Wittenberg intertwines the fates of three famous literary figures connected to the German city. It promises “comical-historical-pastoral” but turns out to resemble, at least in this production, a kind of footloose university revue.
The action takes the form of what the early moderns called psychomachia (literally, a struggle for the soul). The soul in question is Prince Hamlet’s, at Wittenberg uni before his father’s murder, and the contest for the Dane’s mind plays out between two very different teachers: Doctor Faustus, the philosopher-medico who sells his soul to the Devil, and the reforming zeal of Martin Luther.
Battle lines are drawn on a set fringed by skulls and backed by a feculent water-feature.
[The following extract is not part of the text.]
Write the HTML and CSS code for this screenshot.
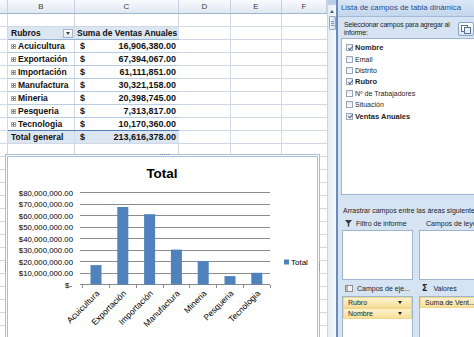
FILE: index.html
```html
<!DOCTYPE html>
<html lang="es">
<head>
    <meta charset="UTF-8">
    <meta name="viewport" content="width=device-width, initial-scale=1.0">
    <title>Tabla dinámica - Ventas Anuales</title>
    <link rel="stylesheet" href="styles.css">
</head>
<body>
<div class="workbook">
    <div class="sheet">
        <div class="col-heads">
            <div></div><div class="head-b">B</div><div>C</div><div>D</div><div>E</div><div>F</div>
        </div>
        <div class="cells">
            <div class="pivot">
                <div class="pv-row pv-head">
                    <div class="pv-label">Rubros <span class="filter-btn"></span></div>
                    <div class="pv-value">Suma de Ventas Anuales</div>
                </div>
                <div class="pv-row">
                    <div class="pv-label"><span class="expand"></span>Acuicultura</div>
                    <div class="pv-value"><span>$</span><span>16,906,380.00</span></div>
                </div>
                <div class="pv-row">
                    <div class="pv-label"><span class="expand"></span>Exportación</div>
                    <div class="pv-value"><span>$</span><span>67,394,067.00</span></div>
                </div>
                <div class="pv-row">
                    <div class="pv-label"><span class="expand"></span>Importación</div>
                    <div class="pv-value"><span>$</span><span>61,111,851.00</span></div>
                </div>
                <div class="pv-row">
                    <div class="pv-label"><span class="expand"></span>Manufactura</div>
                    <div class="pv-value"><span>$</span><span>30,321,158.00</span></div>
                </div>
                <div class="pv-row">
                    <div class="pv-label"><span class="expand"></span>Mineria</div>
                    <div class="pv-value"><span>$</span><span>20,398,745.00</span></div>
                </div>
                <div class="pv-row">
                    <div class="pv-label"><span class="expand"></span>Pesqueria</div>
                    <div class="pv-value"><span>$</span><span>7,313,817.00</span></div>
                </div>
                <div class="pv-row pv-last">
                    <div class="pv-label"><span class="expand"></span>Tecnologia</div>
                    <div class="pv-value"><span>$</span><span>10,170,360.00</span></div>
                </div>
                <div class="pv-row pv-total">
                    <div class="pv-label">Total general</div>
                    <div class="pv-value"><span>$</span><span>213,616,378.00</span></div>
                </div>
            </div>
        </div>

        <!-- chart object floating over the cells -->
        <div class="chart">
            <span class="grip grip-top"></span>
            <span class="grip grip-left"></span>
            <span class="grip grip-right"></span>
            <svg class="chart-svg" width="309" height="200" viewBox="8 157 309 200">
                <text class="chart-title" x="162" y="178" text-anchor="middle">Total</text>
                <g class="grid-lines">
                    <line x1="80" x2="270" y1="192.5" y2="192.5"/>
                    <line x1="80" x2="270" y1="204" y2="204"/>
                    <line x1="80" x2="270" y1="215.5" y2="215.5"/>
                    <line x1="80" x2="270" y1="227" y2="227"/>
                    <line x1="80" x2="270" y1="238.5" y2="238.5"/>
                    <line x1="80" x2="270" y1="250" y2="250"/>
                    <line x1="80" x2="270" y1="261.5" y2="261.5"/>
                    <line x1="80" x2="270" y1="273" y2="273"/>
                    <line x1="80" x2="270" y1="284.5" y2="284.5"/>
                </g>
                <g class="axis-labels" text-anchor="end">
                    <text x="73" y="195.5">$80,000,000.00</text>
                    <text x="73" y="207">$70,000,000.00</text>
                    <text x="73" y="218.5">$60,000,000.00</text>
                    <text x="73" y="230">$50,000,000.00</text>
                    <text x="73" y="241.5">$40,000,000.00</text>
                    <text x="73" y="253">$30,000,000.00</text>
                    <text x="73" y="264.5">$20,000,000.00</text>
                    <text x="73" y="276">$10,000,000.00</text>
                    <text x="72" y="287.5">$-</text>
                </g>
                <g class="bars">
                    <rect x="90.5" y="265.1" width="11" height="19.4"/>
                    <rect x="117.3" y="207" width="11" height="77.5"/>
                    <rect x="144.1" y="214.2" width="11" height="70.3"/>
                    <rect x="170.9" y="249.6" width="11" height="34.9"/>
                    <rect x="197.7" y="261" width="11" height="23.5"/>
                    <rect x="224.5" y="276.1" width="11" height="8.4"/>
                    <rect x="251.3" y="272.8" width="11" height="11.7"/>
                </g>
                <g class="ticks">
                    <line x1="82.6" x2="82.6" y1="284.5" y2="288"/>
                    <line x1="109.4" x2="109.4" y1="284.5" y2="288"/>
                    <line x1="136.2" x2="136.2" y1="284.5" y2="288"/>
                    <line x1="163" x2="163" y1="284.5" y2="288"/>
                    <line x1="189.8" x2="189.8" y1="284.5" y2="288"/>
                    <line x1="216.6" x2="216.6" y1="284.5" y2="288"/>
                    <line x1="243.4" x2="243.4" y1="284.5" y2="288"/>
                    <line x1="270.2" x2="270.2" y1="284.5" y2="288"/>
                </g>
                <g class="cat-labels" text-anchor="end">
                    <text x="100" y="294" transform="rotate(-45 100 294)">Acuicultura</text>
                    <text x="126.8" y="294" transform="rotate(-45 126.8 294)">Exportación</text>
                    <text x="153.6" y="294" transform="rotate(-45 153.6 294)">Importación</text>
                    <text x="180.4" y="294" transform="rotate(-45 180.4 294)">Manufactura</text>
                    <text x="207.2" y="294" transform="rotate(-45 207.2 294)">Mineria</text>
                    <text x="234" y="294" transform="rotate(-45 234 294)">Pesqueria</text>
                    <text x="260.8" y="294" transform="rotate(-45 260.8 294)">Tecnologia</text>
                </g>
                <rect class="legend-key" x="284" y="259.5" width="5" height="5"/>
                <text class="legend-text" x="291" y="265">Total</text>
            </svg>
        </div>
    </div>

    <div class="vscroll">
        <span class="split"></span>
        <span class="up"></span>
        <span class="thumb"></span>
    </div>

    <aside class="panel">
        <div class="panel-title">Lista de campos de tabla dinámica</div>
        <div class="panel-body">
            <div class="choose">
                <p>Seleccionar campos para agregar al informe:</p>
                <button class="layout-btn" type="button">
                    <svg width="10" height="9" viewBox="0 0 10 9">
                        <rect x="0.5" y="0.5" width="6" height="6" fill="#fff" stroke="#5b6f8f"/>
                        <rect x="3.5" y="2.5" width="6" height="6" fill="#e9eef6" stroke="#5b6f8f"/>
                    </svg>
                </button>
            </div>
            <ul class="field-list">
                <li class="checked"><span class="check"></span>Nombre</li>
                <li><span class="check"></span>Email</li>
                <li><span class="check"></span>Distrito</li>
                <li class="checked"><span class="check"></span>Rubro</li>
                <li><span class="check"></span>Nº de Trabajadores</li>
                <li><span class="check"></span>Situación</li>
                <li class="checked"><span class="check"></span>Ventas Anuales</li>
            </ul>
            <p class="hint">Arrastrar campos entre las áreas siguientes:</p>
            <div class="areas">
                <div class="area-label">
                    <svg width="7" height="7" viewBox="0 0 7 7"><path d="M0 0H7L4.2 3.4V7L2.8 6V3.4Z" fill="#3b3b3b"/></svg>
                    Filtro de informe
                </div>
                <div class="area-label">
                    <svg width="9" height="7" viewBox="0 0 9 7"><rect x="0.5" y="0.5" width="8" height="6" fill="#f3f3f3" stroke="#8f8f8f"/><rect x="1" y="1" width="7" height="2" fill="#b4b4b4"/></svg>
                    Campos de leyenda (serie)
                </div>
                <div class="area-box"></div>
                <div class="area-box"></div>
                <div class="area-label">
                    <svg width="8" height="7" viewBox="0 0 8 7"><rect x="0.5" y="0.5" width="7" height="6" fill="#f3f3f3" stroke="#8f8f8f"/><rect x="1" y="1" width="2" height="5" fill="#b4b4b4"/></svg>
                    Campos de eje...
                </div>
                <div class="area-label"><span class="sigma">Σ</span>Valores</div>
                <div class="area-box">
                    <div class="chip">Rubro <span class="caret"></span></div>
                    <div class="chip">Nombre <span class="caret"></span></div>
                </div>
                <div class="area-box">
                    <div class="chip">Suma de Vent...</div>
                </div>
            </div>
        </div>
    </aside>
</div>
</body>
</html>
```

FILE: styles.css
```css
* {
    box-sizing: border-box;
}
body {
    margin: 0;
    font-family: "Liberation Sans", Arial, sans-serif;
    background: #fff;
    overflow: hidden;
}
.workbook {
    display: flex;
    width: 474px;
    height: 337px;
    overflow: hidden;
}

/* spreadsheet */
.sheet {
    position: relative;
    width: 327px;
    flex: none;
    overflow: hidden;
}
.col-heads {
    display: grid;
    grid-template-columns: 8px 67px 104px 52px 51px 45px;
    height: 14px;
    background: linear-gradient(#f8fafd, #e1e8f2);
    border-bottom: 1px solid #9eb6ce;
}
.col-heads div {
    border-right: 1px solid #c5d1e0;
    font-size: 8px;
    line-height: 13px;
    color: #3c3c3c;
    text-align: center;
}
.cells {
    height: 323px;
    background:
        linear-gradient(#d0d7e5, #d0d7e5) 7px 0 / 1px 100% no-repeat,
        linear-gradient(#d0d7e5, #d0d7e5) 74px 0 / 1px 100% no-repeat,
        linear-gradient(#d0d7e5, #d0d7e5) 178px 0 / 1px 100% no-repeat,
        linear-gradient(#d0d7e5, #d0d7e5) 230px 0 / 1px 100% no-repeat,
        linear-gradient(#d0d7e5, #d0d7e5) 281px 0 / 1px 100% no-repeat,
        repeating-linear-gradient(to bottom, transparent 0 12px, #d0d7e5 12px 13px);
    padding: 13px 0 0 8px;
}
.pivot {
    width: 171px;
    background: #fff;
}
.pv-row {
    display: grid;
    grid-template-columns: 67px 104px;
    height: 13px;
    border-bottom: 1px solid #b8cce4;
    font-size: 8.5px;
    font-weight: bold;
    line-height: 12px;
    color: #111;
}
.pv-label {
    display: flex;
    align-items: center;
    padding-left: 3px;
    border-right: 1px solid #d0d7e5;
    white-space: nowrap;
}
.pv-value {
    display: flex;
    justify-content: space-between;
    padding: 0 3px 0 5px;
    font-size: 9px;
    white-space: nowrap;
}
.pv-head {
    background: #dce6f1;
    border-bottom-color: #95b3d7;
}
.pv-head .pv-value {
    padding-left: 2px;
    font-size: 8.5px;
}
.pv-last {
    border-bottom-color: #4f81bd;
}
.pv-total {
    background: #dce6f1;
    border-bottom-color: #d0d7e5;
}
.filter-btn {
    position: relative;
    width: 10px;
    height: 9px;
    margin: 0 1px 0 auto;
    border: 1px solid #a5b4c8;
    background: linear-gradient(#fff, #e4e9f0);
}
.filter-btn::after {
    content: "";
    position: absolute;
    left: 2px;
    top: 2px;
    border-left: 2.5px solid transparent;
    border-right: 2.5px solid transparent;
    border-top: 3px solid #444;
}
.expand {
    position: relative;
    width: 5px;
    height: 5px;
    margin-right: 2px;
    border: 1px solid #a3a3a3;
    flex: none;
}
.expand::before,
.expand::after {
    content: "";
    position: absolute;
    background: #777;
}
.expand::before {
    left: 0;
    top: 1px;
    width: 3px;
    height: 1px;
}
.expand::after {
    left: 1px;
    top: 0;
    width: 1px;
    height: 3px;
}

/* chart object */
.chart {
    position: absolute;
    left: 5px;
    top: 154px;
    width: 315px;
    height: 206px;
    border: 3px double #aabdd6;
    background: #fff;
}
.chart-svg {
    display: block;
}
.chart-svg text {
    font-family: "Liberation Sans", Arial, sans-serif;
    fill: #000;
}
.chart-title {
    font-size: 13.5px;
    font-weight: bold;
}
.grid-lines line,
.ticks line {
    stroke: #8c8c8c;
    stroke-width: 1;
    shape-rendering: crispEdges;
}
.axis-labels text {
    font-size: 7.8px;
}
.cat-labels text {
    font-size: 8.5px;
}
.bars rect,
.legend-key {
    fill: #4f81bd;
}
.legend-text {
    font-size: 8px;
}
.grip {
    position: absolute;
}
.grip-top {
    top: -3px;
    left: 152px;
    width: 9px;
    border-top: 1px dotted #6f86a8;
}
.grip-left {
    left: -3px;
    top: 105px;
    height: 9px;
    border-left: 1px dotted #6f86a8;
}
.grip-right {
    right: -3px;
    top: 105px;
    height: 9px;
    border-right: 1px dotted #6f86a8;
}

/* vertical scrollbar */
.vscroll {
    display: flex;
    flex-direction: column;
    align-items: center;
    width: 9px;
    flex: none;
    background: linear-gradient(to right, #e6edf7, #f5f8fc);
    border-left: 1px solid #c8d5e7;
}
.split {
    width: 100%;
    height: 5px;
    background: #bccfe7;
}
.up {
    margin-top: 5px;
    border-left: 2.5px solid transparent;
    border-right: 2.5px solid transparent;
    border-bottom: 3px solid #3d5b8a;
}
.thumb {
    margin-top: 3px;
    width: 7px;
    height: 14px;
    border: 1px solid #8fa8ca;
    border-radius: 1px;
    background:
        repeating-linear-gradient(#7d94b6 0 1px, transparent 1px 2px) 1px 4px / 3px 5px no-repeat,
        linear-gradient(to right, #f7f9fd, #cbdaee);
}

/* pivot field list */
.panel {
    flex: 1;
    border-left: 2px solid #6b8cba;
    background: #d6e3f3;
    overflow: hidden;
    font-size: 7px;
    color: #1e1e1e;
}
.panel-title {
    height: 17px;
    padding-left: 3px;
    border-bottom: 1px solid #a5bad6;
    background: linear-gradient(#dbe7f6, #c3d6ee);
    color: #1f4e8c;
    font-size: 7.8px;
    line-height: 16px;
    white-space: nowrap;
}
.panel-body {
    width: 160px;
    padding-left: 3px;
}
.choose {
    display: flex;
    align-items: flex-start;
    padding-top: 4px;
}
.choose p {
    width: 112px;
    margin: 0 0 0 3px;
    font-size: 7px;
    letter-spacing: -0.2px;
    line-height: 8px;
}
.layout-btn {
    width: 16px;
    height: 14px;
    margin: 1px 0 0 2px;
    padding: 0;
    border: 1px solid #8aa3c4;
    border-radius: 2px;
    background: linear-gradient(#fdfeff, #d9e5f3);
    display: flex;
    align-items: center;
    justify-content: center;
}
.field-list {
    list-style: none;
    margin: 1px 0 0;
    padding: 3px 0 0 4px;
    width: 150px;
    height: 157px;
    background: #fff;
    border: 1px solid #9fb4d0;
}
.field-list li {
    display: flex;
    align-items: center;
    height: 11.4px;
    white-space: nowrap;
}
.field-list li.checked {
    font-weight: bold;
    font-size: 7.5px;
}
.check {
    position: relative;
    width: 7px;
    height: 7px;
    margin-right: 2px;
    border: 1px solid #98a6ba;
    background: linear-gradient(#e6eaf0, #fff);
    flex: none;
}
.checked .check::after {
    content: "";
    position: absolute;
    left: 1.5px;
    top: -0.5px;
    width: 2px;
    height: 4px;
    border-right: 1px solid #50637f;
    border-bottom: 1px solid #50637f;
    transform: rotate(40deg);
}
.hint {
    margin: 11px 0 0 2px;
    line-height: 10px;
    white-space: nowrap;
}
.areas {
    display: grid;
    grid-template-columns: 71px 71px;
    grid-template-rows: 13px 50px 16px 50px;
    column-gap: 6px;
    margin: 1px 0 0 1px;
}
.area-label {
    display: flex;
    align-items: center;
    gap: 4px;
    padding-left: 3px;
    white-space: nowrap;
}
.sigma {
    font-weight: bold;
    font-size: 8px;
    font-family: "DejaVu Sans", sans-serif;
    margin-right: 2px;
}
.area-box {
    background: #fff;
    border: 1px solid #9fb4d0;
    padding: 0;
}
.chip {
    display: flex;
    align-items: center;
    height: 11px;
    padding-left: 4px;
    margin-bottom: 0;
    background: linear-gradient(#fdf2cf, #f8df99);
    border: 1px solid #f0d78c;
    white-space: nowrap;
}
.caret {
    margin: 0 9px 0 auto;
    border-left: 2.5px solid transparent;
    border-right: 2.5px solid transparent;
    border-top: 3px solid #222;
}
```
Nimble arguments around reason vs. faith and free will vs. destiny are thrown together with inane intertextual puns and immature buffoonery that runs to Ezra Bix’s Faustus singing a karaoke version of Que Sera Sera, for instance, or passing a fat joint to Hamlet to relieve his patient’s crushing anxiety.
Bix is sly and charismatic, but Josh Price’s Luther steals the show with his wildly funny clowning. Price achieves an elastic and ruthlessly clever religious parody that can take even the deadest gags and resurrect them in a blaze of quivering, goggle-eyed intensity. And his vision of Luther preaching from the Bible’s sauciest section, the Song of Songs, brings the house down.
Alas, Brett Ludeman’s Hamlet brings down the play, not the house. Miscast and misdirected, he wanders the stage gormless and flat and lost. Ludeman can be a fantastic actor, but here he sounds uncomfortable at almost every level – with the verse, with the comedy, with the character – and watching him it is hard not to feel a stab of flesh-melting melancholy.
Under Jane Griffiths’ direction, Ludeman seems to be in a different play to the other performers. It’s such a disappointing showing it’s hard to know what to advise. That old chestnut about actors playing themselves as Hamlet might apply, but this is a Hamlet lampoon, so probably relaxed self-parody is in order.
It has some laugh-out-loud moments, but Wittenberg is marred by uncharacteristically uneven acting for Red Stitch, and the noticeable mismatch of text and performance style doesn’t help it rise above the groaners.